I’m trying to understand the way Bitcoin stores block data - among other things I want to run some statistics on the block chain / transaction history and check just how anonymous Bitcoin really is. So I went to the source to see how Bitcoin reads/writes block data to file.
(ETA: this is in 0.3.2)
In main.h we have:
Code: (CBlock::WriteToDisk)bool WriteToDisk(bool fWriteTransactions, unsigned int& nFileRet, unsigned int& nBlockPosRet) { // Open history file to append CAutoFile fileout = AppendBlockFile(nFileRet); if (!fileout) return error(“CBlock::WriteToDisk() : AppendBlockFile failed”); if (!fWriteTransactions) fileout.nType |= SER_BLOCKHEADERONLY;
// Write index header
unsigned int nSize = fileout.GetSerializeSize(*this);
fileout << FLATDATA(pchMessageStart) << nSize;
// Write block
nBlockPosRet = ftell(fileout);
if (nBlockPosRet == -1)
return error("CBlock::WriteToDisk() : ftell failed");
fileout << *this;
// Flush stdio buffers and commit to disk before returning
fflush(fileout);
#ifdef WXMSW _commit(_fileno(fileout)); #else fsync(fileno(fileout)); #endif
return true;
}
and
Code: (CBlock::ReadFromDisk)bool ReadFromDisk(unsigned int nFile, unsigned int nBlockPos, bool fReadTransactions=true) { SetNull();
// Open history file to read
CAutoFile filein = OpenBlockFile(nFile, nBlockPos, "rb");
if (!filein)
return error("CBlock::ReadFromDisk() : OpenBlockFile failed");
if (!fReadTransactions)
filein.nType |= SER_BLOCKHEADERONLY;
// Read block
filein >> *this;
// Check the header
if (CBigNum().SetCompact(nBits) > bnProofOfWorkLimit)

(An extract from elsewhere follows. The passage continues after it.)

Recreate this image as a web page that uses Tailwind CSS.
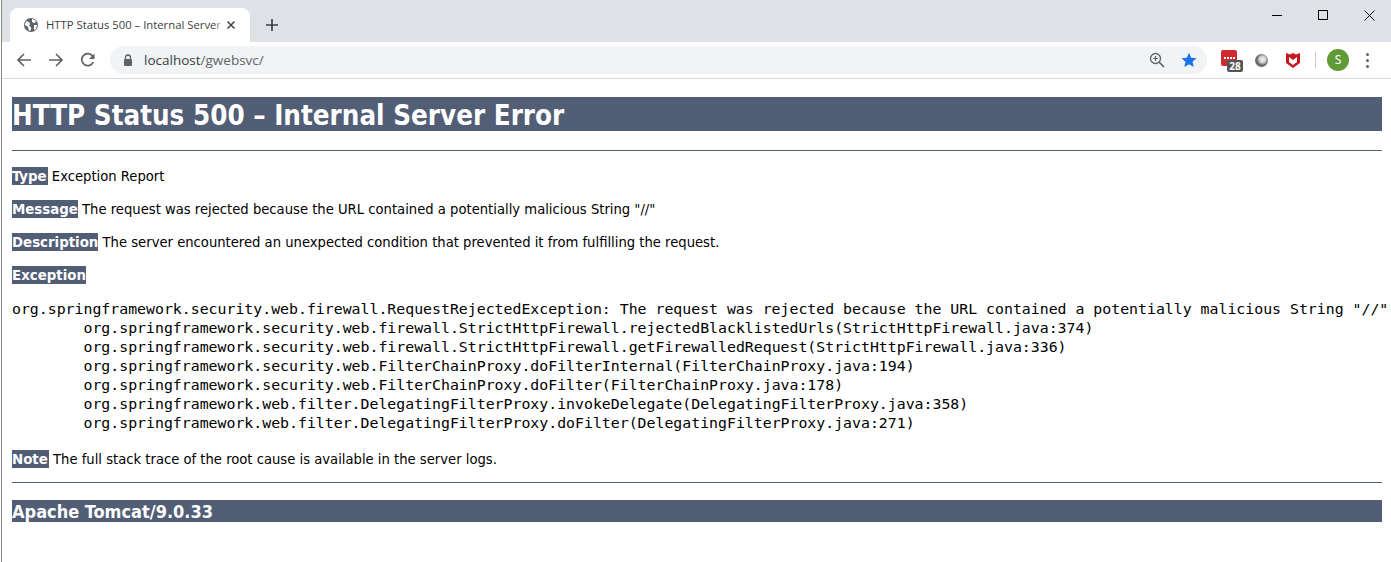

return error("CBlock::ReadFromDisk() : nBits errors in block header");
if (GetHash() > CBigNum().SetCompact(nBits).getuint256())
return error("CBlock::ReadFromDisk() : GetHash() errors in block header");
return true;
}
FLATDATA is defined in serialize.h like so: Code: (FLATDATA)// // Wrapper for serializing arrays and POD // There’s a clever template way to make arrays serialize normally, but MSVC6 doesn’t support it // #define FLATDATA(obj) REF(CFlatData((char*)&(obj), (char*)&(obj) + sizeof(obj))) class CFlatData { protected: char* pbegin; char* pend; public: CFlatData(void* pbeginIn, void* pendIn) : pbegin((char*)pbeginIn), pend((char*)pendIn) { } char* begin() { return pbegin; } const char* begin() const { return pbegin; } char* end() { return pend; } const char* end() const { return pend; }
unsigned int GetSerializeSize(int, int=0) const
{
return pend - pbegin;
}
template<typename Stream>
void Serialize(Stream& s, int, int=0) const
{
s.write(pbegin, pend - pbegin);
}
template<typename Stream>
void Unserialize(Stream& s, int, int=0)
{
s.read(pbegin, pend - pbegin);
}
};
Now - and I apologize if I’m reading this wrong, this is a little more advanced C/C++ code than I’m used to - as I understand it, the FLATDATA call interprets the raw bytes of a CBlock object as an array (stream??) of characters. The CBlock::WriteToDisk method writes the constant 4-byte message header (0xf9, 0xbe, 0xb4, 0xd9), the size of the CBlock object in bytes, and then the FLATDATA of the CBlock it’s writing to disk - which is just the raw bytes of the CBlock object. So after the header, the data written to file is byte-for-byte the same as the CBlock object represented in memory. Also, if I’m reading it correctly, CBlock::ReadFromFile copies those bytes directly into the space allocated for a CBlock object in memory to re-create the block. Is this correct?
Related question - I am under the impression that the exact way an instance of a C++ class is represented internally not guaranteed under standards; compiling a program with different compilers or different optimization flags can change the order in which member variables are stored in memory, and some debug mode compilers even add a few bytes between member variables to make memory inspection easier. I’m not positive about this, it’s just something I’ve picked up and never seriously questioned.